Business Context and Judgment

AI does not know your client. It does not know that your target customer has tried every course on the market and felt burned by the last two. It does not know that the spring campaign needs to land before a competitor’s webinar on the same topic. It does not know that the founder is going through a rebrand and the messaging needs to shift to match.

That context lives inside the heads of the humans closest to the business. And translating that context into a coherent strategy? That is judgment. That is experience. That is something that comes from sitting across the table from a client and asking the right questions. No prompt can replicate it.

Relationships and Trust

Marketing has always been about connection. At its core, you are convincing a human being that something is worth their attention, their time, or their money. That happens through trust, and trust is built over time in real conversations with real humans.

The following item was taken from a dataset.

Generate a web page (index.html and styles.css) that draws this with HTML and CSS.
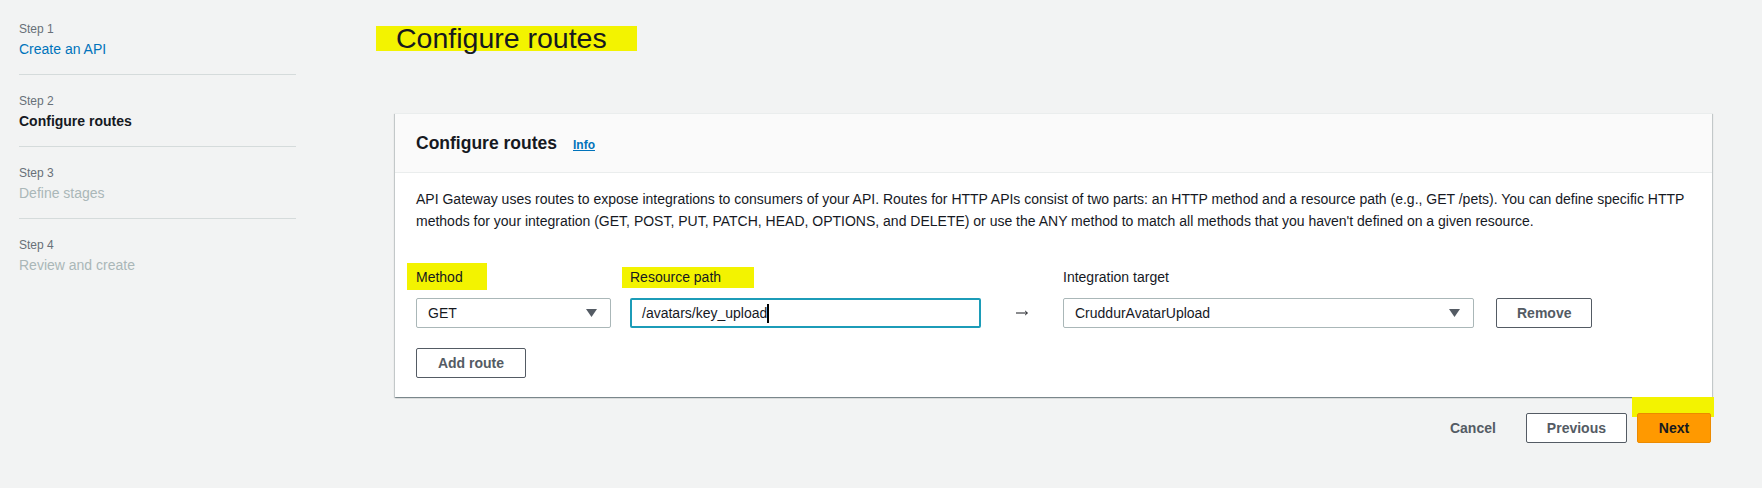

The client who refers three friends to your agency does it because they trust you. Not because your email subject lines were statistically optimized. The local business that hires you does it because a mutual connection vouched for you personally. AI can help you communicate at scale. It cannot build the relationships that make marketing actually work over the long run.

Creative Direction

Here is a nuance that gets lost in the AI hype cycle. AI is very good at producing competent, average content. It finds the pattern in what has worked before and reproduces it efficiently. That is useful for plenty of tasks.

But breakthrough creative, the campaign that nobody expected, the positioning that makes people stop and reconsider, that does not come from averaging the past. It comes from insight, from cultural intuition, from understanding what your audience is feeling in this specific moment in a way that no training dataset can fully capture.

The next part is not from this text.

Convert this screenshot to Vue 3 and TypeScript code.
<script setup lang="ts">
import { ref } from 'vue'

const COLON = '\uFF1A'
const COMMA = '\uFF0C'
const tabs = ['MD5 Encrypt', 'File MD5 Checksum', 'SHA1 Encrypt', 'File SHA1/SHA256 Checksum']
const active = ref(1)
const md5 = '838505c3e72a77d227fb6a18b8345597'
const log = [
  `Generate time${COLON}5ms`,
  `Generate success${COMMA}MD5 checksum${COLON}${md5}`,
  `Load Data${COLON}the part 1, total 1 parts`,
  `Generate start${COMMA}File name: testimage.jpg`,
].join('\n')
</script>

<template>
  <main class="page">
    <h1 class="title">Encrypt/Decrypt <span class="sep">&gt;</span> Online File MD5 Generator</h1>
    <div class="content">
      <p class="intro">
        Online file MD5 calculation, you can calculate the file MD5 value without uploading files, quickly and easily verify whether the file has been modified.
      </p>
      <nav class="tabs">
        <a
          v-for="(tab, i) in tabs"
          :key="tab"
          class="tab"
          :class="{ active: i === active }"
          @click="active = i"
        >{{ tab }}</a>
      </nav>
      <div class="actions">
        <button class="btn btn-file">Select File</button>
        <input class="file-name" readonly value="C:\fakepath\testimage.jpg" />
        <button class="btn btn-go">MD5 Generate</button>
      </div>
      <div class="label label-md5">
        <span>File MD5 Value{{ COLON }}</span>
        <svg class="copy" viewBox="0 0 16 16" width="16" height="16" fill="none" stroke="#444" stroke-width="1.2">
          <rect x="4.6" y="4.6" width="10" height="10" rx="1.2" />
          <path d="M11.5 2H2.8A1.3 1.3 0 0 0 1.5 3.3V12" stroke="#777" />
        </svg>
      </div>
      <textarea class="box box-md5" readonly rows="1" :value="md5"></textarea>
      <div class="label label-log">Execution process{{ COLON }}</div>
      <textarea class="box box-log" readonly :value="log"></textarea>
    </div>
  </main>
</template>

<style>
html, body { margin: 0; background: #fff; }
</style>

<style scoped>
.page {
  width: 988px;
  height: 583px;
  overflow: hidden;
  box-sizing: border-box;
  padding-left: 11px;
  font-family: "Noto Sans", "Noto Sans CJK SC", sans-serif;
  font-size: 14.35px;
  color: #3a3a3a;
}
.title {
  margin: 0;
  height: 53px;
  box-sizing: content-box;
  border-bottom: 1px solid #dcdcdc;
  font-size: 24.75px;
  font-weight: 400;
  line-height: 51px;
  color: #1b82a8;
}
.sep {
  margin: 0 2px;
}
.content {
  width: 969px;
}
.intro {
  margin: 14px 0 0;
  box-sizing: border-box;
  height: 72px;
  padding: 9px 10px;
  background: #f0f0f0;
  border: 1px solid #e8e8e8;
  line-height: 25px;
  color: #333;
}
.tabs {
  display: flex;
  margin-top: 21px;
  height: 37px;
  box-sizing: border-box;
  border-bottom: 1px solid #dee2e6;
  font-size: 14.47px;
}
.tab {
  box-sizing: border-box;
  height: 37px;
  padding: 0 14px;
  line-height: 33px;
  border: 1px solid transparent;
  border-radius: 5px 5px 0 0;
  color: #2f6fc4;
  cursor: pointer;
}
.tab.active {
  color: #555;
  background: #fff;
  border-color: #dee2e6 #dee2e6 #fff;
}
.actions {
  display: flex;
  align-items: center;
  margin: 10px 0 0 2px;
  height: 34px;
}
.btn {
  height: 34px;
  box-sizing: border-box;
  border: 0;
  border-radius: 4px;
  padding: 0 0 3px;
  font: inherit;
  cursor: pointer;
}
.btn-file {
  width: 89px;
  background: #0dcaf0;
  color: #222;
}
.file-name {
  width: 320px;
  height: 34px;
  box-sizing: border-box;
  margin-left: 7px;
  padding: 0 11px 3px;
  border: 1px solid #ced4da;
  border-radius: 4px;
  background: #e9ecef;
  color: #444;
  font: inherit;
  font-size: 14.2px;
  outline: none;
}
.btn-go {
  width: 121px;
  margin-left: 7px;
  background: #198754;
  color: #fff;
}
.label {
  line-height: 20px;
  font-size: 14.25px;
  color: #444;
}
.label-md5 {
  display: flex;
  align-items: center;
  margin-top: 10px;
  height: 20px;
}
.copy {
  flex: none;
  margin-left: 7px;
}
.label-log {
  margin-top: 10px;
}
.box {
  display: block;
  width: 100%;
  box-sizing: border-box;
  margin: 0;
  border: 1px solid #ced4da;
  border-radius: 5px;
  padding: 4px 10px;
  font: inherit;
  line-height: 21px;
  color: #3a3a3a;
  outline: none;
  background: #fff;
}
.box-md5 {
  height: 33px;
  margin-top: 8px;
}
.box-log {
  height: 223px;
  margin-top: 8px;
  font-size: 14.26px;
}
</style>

Someone has to direct the AI. Someone has to look at the output and say, “No, that is not the angle. Try this.” That someone is you. The Harvard Business Review has written extensively on why human judgment in AI workflows is not optional. It is the variable that determines outcomes.

Will AI Replace Digital Marketers Who Think Strategically? No. Here Is Why.

The marketers who should be worried are not the strategic ones. They are the ones who never developed strategy in the first place, who built their entire value around execution tasks that AI can now do faster and cheaper.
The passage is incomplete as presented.